Why I BLOCK all BROWSERS!
At least on my work devices (Or at least at the time I am working)
What is a browser? It is a piece of software that is the pinnacle of access to the wealth of information that is, was or will be. Many PCs like the Chromebook justify the fact that a browser is the only thing you could be requiring at all, at any time on your PC.
How I look at it however, is as a potential for losing track of what you are doing at any point in time, and then getting lost on something totally un-related to what you were supposed to be doing. Browsers are the gateway to News, social media, youtube and what not. Imagine the cognitive load this takes up in your mind. Random questions can pop up and become immediately urgent.
You can read about blocking softwares in this post. I have also discussed previously about cognitive load, and how the ‘all-screen’ devices overload our minds with options, to tap here, tap there, and suck up all the usable mental energy we could put in our work. By giving us so many options and overloading our minds with decisions we have to continuously make. Even PewDiePie, the most subscribed youtuber, talks about it frequently.
However if you remove that option from your list of tasks you can do at any given point in time, you are doing yourself a favour. However, that is scary. What if I block it and then I need to address an urgent question or search query? Well here are some much better options that can work, at least temporarily:
Download Claude or ChatGPT and they will search it for you.

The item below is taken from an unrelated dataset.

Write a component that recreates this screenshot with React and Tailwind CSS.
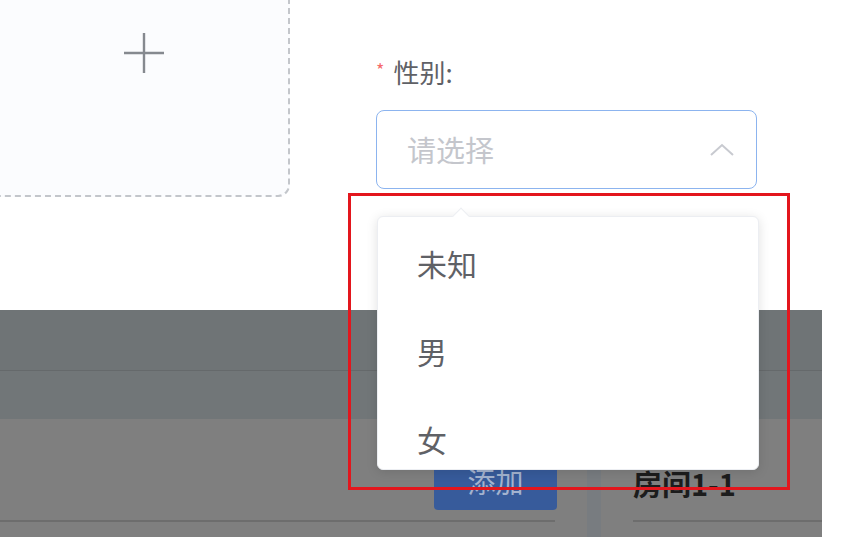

Need to access a YouTube Video? Get it’s link from AI and then use Youtube-dl, a Youtube video Downloader.
If you need to access something like Substack or a website you frequently use, download it’s desktop app.
If no desktop app for your go-to website exists, you will most probably be able to find it’s desktop app on WebCatalog or you can make it yourself via Fluid.

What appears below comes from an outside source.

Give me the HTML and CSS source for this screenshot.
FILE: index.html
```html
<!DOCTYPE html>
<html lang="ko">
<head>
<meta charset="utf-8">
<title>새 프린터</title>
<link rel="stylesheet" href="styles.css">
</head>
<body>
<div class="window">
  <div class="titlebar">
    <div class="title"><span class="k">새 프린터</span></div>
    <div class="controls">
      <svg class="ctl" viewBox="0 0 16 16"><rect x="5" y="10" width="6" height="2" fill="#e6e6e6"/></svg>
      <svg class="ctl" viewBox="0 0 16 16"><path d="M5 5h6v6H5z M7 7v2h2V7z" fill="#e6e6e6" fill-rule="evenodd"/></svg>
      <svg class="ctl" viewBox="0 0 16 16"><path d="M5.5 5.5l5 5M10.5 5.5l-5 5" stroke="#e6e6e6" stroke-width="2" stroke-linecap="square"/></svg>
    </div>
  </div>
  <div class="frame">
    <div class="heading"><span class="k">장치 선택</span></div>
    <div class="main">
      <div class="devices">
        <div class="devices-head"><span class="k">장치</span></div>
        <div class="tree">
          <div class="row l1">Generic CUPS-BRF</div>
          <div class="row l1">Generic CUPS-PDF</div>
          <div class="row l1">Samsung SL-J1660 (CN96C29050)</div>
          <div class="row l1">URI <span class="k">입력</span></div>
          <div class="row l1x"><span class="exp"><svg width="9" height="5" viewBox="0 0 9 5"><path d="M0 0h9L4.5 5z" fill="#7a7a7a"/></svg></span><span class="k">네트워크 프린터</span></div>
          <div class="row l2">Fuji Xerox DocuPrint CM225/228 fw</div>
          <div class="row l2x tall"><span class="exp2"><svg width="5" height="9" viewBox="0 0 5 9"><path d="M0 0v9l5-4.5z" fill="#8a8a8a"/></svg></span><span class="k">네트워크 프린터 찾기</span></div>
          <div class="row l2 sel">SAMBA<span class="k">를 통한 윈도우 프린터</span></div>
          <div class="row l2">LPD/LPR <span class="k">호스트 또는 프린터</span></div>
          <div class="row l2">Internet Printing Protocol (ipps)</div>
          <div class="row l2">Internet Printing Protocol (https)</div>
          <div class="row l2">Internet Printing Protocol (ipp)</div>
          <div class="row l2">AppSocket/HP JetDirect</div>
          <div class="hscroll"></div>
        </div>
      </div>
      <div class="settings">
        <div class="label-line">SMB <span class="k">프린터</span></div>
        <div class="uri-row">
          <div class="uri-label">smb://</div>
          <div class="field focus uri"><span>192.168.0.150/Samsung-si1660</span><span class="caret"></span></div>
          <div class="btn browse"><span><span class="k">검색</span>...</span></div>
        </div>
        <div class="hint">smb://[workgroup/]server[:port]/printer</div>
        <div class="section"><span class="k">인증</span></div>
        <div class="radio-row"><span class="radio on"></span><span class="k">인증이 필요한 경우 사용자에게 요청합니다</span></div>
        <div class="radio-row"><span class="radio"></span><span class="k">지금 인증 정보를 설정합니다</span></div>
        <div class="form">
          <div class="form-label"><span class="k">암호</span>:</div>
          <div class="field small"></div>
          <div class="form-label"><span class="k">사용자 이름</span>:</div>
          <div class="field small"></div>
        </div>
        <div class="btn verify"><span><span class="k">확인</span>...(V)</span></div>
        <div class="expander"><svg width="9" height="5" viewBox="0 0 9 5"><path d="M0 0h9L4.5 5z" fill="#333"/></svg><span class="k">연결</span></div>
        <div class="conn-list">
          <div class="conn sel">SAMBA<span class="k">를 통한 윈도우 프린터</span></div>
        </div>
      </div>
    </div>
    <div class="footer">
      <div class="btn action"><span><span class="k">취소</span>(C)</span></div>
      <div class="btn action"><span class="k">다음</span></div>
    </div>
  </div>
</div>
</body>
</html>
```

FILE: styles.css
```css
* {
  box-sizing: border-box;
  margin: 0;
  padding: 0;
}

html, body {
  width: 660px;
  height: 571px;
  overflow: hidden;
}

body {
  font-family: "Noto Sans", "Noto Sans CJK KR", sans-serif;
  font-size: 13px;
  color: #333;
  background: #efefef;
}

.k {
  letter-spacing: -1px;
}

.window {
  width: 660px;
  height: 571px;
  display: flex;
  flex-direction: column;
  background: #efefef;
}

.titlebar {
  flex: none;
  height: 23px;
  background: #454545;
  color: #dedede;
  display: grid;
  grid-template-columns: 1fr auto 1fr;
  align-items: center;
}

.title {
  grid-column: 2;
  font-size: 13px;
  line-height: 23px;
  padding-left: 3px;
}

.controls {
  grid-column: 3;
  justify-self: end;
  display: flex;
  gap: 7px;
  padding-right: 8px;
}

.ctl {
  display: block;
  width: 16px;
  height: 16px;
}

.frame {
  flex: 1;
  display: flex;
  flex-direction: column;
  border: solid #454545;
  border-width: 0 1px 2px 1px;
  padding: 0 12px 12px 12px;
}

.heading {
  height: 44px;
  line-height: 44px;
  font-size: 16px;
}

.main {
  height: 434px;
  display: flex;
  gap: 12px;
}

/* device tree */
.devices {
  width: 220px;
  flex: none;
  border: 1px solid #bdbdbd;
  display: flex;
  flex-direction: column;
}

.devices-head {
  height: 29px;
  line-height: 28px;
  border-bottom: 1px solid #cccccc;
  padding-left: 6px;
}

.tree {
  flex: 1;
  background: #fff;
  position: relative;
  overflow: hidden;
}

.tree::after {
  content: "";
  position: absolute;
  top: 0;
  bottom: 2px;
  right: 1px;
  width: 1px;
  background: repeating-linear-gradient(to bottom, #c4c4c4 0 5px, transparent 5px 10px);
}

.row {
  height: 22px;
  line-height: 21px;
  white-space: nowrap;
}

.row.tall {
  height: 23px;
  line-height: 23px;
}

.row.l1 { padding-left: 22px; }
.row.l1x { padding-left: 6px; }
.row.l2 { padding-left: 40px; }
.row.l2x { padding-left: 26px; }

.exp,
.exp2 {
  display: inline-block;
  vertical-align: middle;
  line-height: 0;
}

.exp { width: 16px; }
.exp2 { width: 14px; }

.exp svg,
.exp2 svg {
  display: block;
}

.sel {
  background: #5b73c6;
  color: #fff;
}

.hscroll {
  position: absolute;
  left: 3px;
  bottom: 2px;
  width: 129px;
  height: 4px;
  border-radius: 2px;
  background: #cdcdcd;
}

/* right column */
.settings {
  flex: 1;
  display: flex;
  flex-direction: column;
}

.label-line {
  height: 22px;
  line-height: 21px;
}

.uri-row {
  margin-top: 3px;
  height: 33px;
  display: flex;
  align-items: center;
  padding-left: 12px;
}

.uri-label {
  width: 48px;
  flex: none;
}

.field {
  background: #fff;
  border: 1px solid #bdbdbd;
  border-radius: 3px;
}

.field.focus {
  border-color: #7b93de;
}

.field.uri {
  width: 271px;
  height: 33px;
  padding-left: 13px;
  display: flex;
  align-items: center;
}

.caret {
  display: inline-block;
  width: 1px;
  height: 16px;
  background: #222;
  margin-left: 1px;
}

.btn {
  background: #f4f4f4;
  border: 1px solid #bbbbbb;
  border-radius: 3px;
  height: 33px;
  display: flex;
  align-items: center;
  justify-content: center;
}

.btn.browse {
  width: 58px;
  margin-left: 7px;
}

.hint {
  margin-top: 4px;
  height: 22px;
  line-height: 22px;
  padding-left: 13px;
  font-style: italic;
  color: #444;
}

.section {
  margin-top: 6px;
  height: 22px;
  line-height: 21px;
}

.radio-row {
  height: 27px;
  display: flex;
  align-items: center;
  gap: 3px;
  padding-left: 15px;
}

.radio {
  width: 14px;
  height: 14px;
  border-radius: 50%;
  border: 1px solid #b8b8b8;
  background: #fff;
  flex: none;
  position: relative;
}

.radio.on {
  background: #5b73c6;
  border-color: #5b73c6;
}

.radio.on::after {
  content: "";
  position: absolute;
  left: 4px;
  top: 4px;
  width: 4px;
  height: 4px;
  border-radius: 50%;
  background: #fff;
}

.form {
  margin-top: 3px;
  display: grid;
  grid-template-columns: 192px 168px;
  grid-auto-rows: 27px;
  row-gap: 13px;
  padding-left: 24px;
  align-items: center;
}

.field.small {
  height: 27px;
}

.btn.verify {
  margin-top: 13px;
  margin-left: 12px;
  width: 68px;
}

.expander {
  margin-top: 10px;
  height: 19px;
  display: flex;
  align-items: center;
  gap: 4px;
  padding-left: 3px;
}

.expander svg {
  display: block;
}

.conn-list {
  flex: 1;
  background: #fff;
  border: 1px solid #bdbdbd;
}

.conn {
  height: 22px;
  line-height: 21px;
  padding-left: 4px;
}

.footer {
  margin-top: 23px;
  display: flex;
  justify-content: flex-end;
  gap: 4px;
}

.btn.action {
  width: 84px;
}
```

Subscribe to RSS feeds and access them in apps that organise that better. My go-to app for this is the Readwise Reader.
Let me know in the comments if these still don’t solve your use-case.
Once you download that Youtube lecture/tutorial that is an hour or more long, you are not only increasing your chances of completing it, you can also go through it again and again. Online, you rarely open a link twice.
I am also a firm believer in hoarding all the relevant data I require for work, through torrents or more ways to take data offline, like wget to download entire websites.
Finally, as offline models like DeepSeek-R1 improve, we may be able to keep models relevant for our work offline, and may not even need an internet connection. I talk about these offline models in this post.
The very next thing I would like to write about is email, but legends like Cal Newport have already discussed that extensively.